[START TASK INPUT]
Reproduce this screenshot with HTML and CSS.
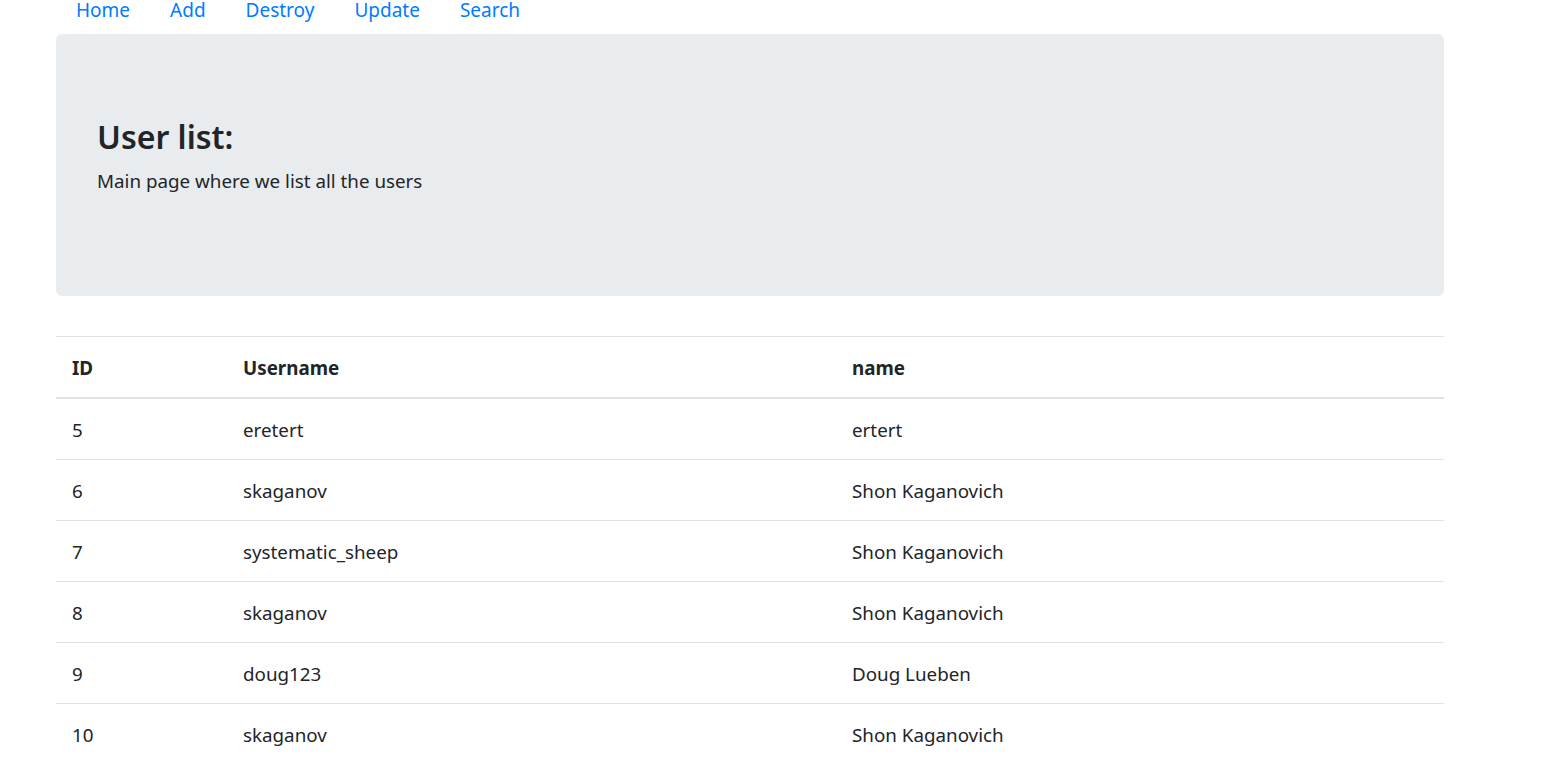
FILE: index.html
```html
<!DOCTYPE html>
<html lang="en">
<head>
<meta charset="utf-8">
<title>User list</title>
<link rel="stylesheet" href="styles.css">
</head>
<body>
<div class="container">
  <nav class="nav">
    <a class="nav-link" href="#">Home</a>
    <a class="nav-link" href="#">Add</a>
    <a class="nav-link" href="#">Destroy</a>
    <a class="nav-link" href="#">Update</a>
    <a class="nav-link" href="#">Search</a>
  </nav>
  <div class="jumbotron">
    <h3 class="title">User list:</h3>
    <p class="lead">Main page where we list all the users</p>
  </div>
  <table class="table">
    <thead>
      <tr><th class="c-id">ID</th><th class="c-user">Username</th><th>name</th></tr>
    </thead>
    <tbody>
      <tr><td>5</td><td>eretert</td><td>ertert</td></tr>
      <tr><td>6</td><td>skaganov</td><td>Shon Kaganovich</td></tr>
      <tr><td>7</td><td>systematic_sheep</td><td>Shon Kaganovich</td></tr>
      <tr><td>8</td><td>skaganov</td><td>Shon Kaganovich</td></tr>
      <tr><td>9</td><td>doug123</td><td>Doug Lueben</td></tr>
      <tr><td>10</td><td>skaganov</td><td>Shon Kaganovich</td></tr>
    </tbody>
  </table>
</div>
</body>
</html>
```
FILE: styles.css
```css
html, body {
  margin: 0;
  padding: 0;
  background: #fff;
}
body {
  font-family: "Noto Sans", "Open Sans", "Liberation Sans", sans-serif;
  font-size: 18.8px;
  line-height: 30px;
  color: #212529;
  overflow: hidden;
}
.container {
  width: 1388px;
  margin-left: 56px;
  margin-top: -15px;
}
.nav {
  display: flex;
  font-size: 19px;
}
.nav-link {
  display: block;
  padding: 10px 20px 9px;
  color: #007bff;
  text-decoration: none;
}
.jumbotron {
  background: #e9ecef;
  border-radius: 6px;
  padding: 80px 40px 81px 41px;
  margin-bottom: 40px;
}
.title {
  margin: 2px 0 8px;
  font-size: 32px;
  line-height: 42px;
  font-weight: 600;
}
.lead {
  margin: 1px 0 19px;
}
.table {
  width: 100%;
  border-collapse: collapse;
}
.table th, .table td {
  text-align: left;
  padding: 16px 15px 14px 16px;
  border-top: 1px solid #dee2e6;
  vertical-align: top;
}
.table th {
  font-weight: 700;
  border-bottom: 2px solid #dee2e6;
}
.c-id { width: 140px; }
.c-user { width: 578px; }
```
[END TASK INPUT]
[START TASK INPUT]
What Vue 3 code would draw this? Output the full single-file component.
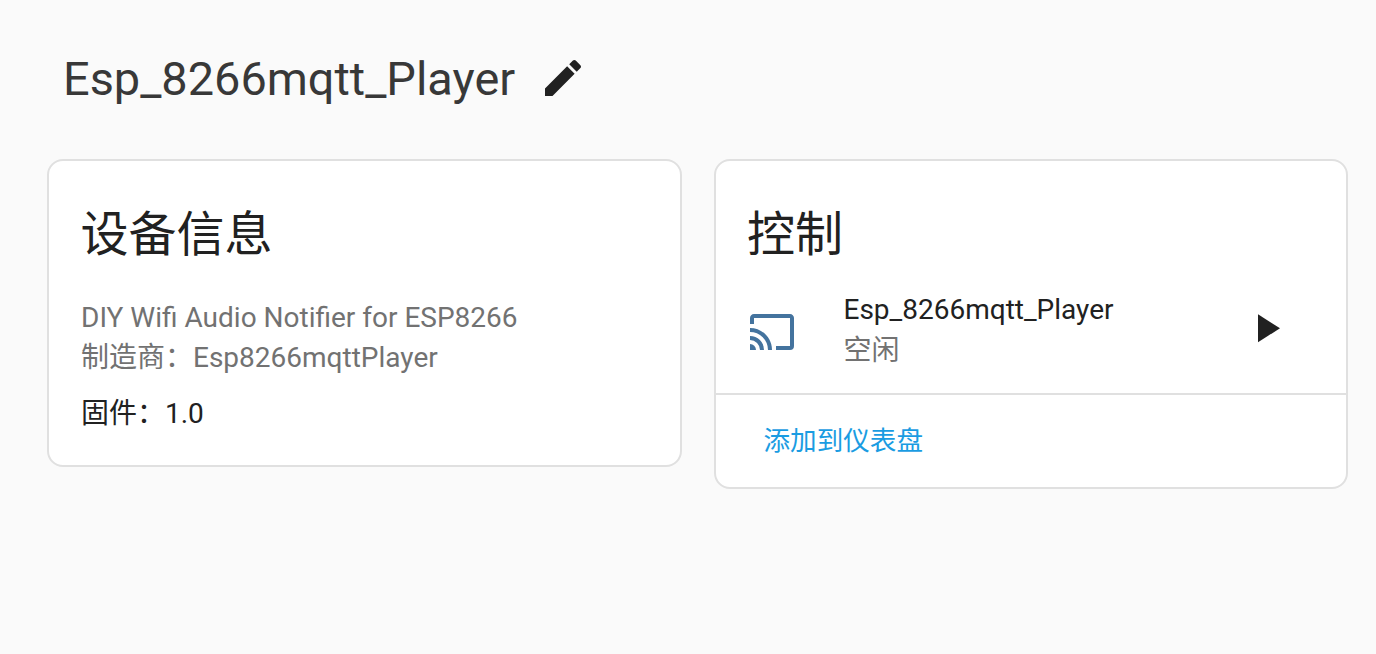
[END TASK INPUT]
[START TASK INPUT]
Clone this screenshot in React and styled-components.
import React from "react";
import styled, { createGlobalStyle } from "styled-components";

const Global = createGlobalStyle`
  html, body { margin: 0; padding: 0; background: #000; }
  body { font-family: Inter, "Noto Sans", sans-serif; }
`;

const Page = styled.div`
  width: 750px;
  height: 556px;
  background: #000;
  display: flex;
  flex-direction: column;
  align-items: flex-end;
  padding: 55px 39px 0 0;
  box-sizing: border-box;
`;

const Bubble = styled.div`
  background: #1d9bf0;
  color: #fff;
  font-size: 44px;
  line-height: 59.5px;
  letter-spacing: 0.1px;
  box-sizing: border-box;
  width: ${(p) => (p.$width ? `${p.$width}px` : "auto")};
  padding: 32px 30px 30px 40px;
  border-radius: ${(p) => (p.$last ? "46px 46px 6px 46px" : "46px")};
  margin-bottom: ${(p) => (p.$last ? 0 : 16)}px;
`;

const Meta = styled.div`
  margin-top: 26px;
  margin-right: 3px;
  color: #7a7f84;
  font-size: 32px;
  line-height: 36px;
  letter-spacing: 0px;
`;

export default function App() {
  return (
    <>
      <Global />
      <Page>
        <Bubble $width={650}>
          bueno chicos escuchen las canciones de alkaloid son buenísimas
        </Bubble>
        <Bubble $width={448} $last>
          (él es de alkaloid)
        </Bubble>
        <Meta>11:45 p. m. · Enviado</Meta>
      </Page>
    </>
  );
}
[END TASK INPUT]
Only the number is wanted: how many lines of the data contain the word "styled"?

RESPONSE TO THE EXERCISE: 5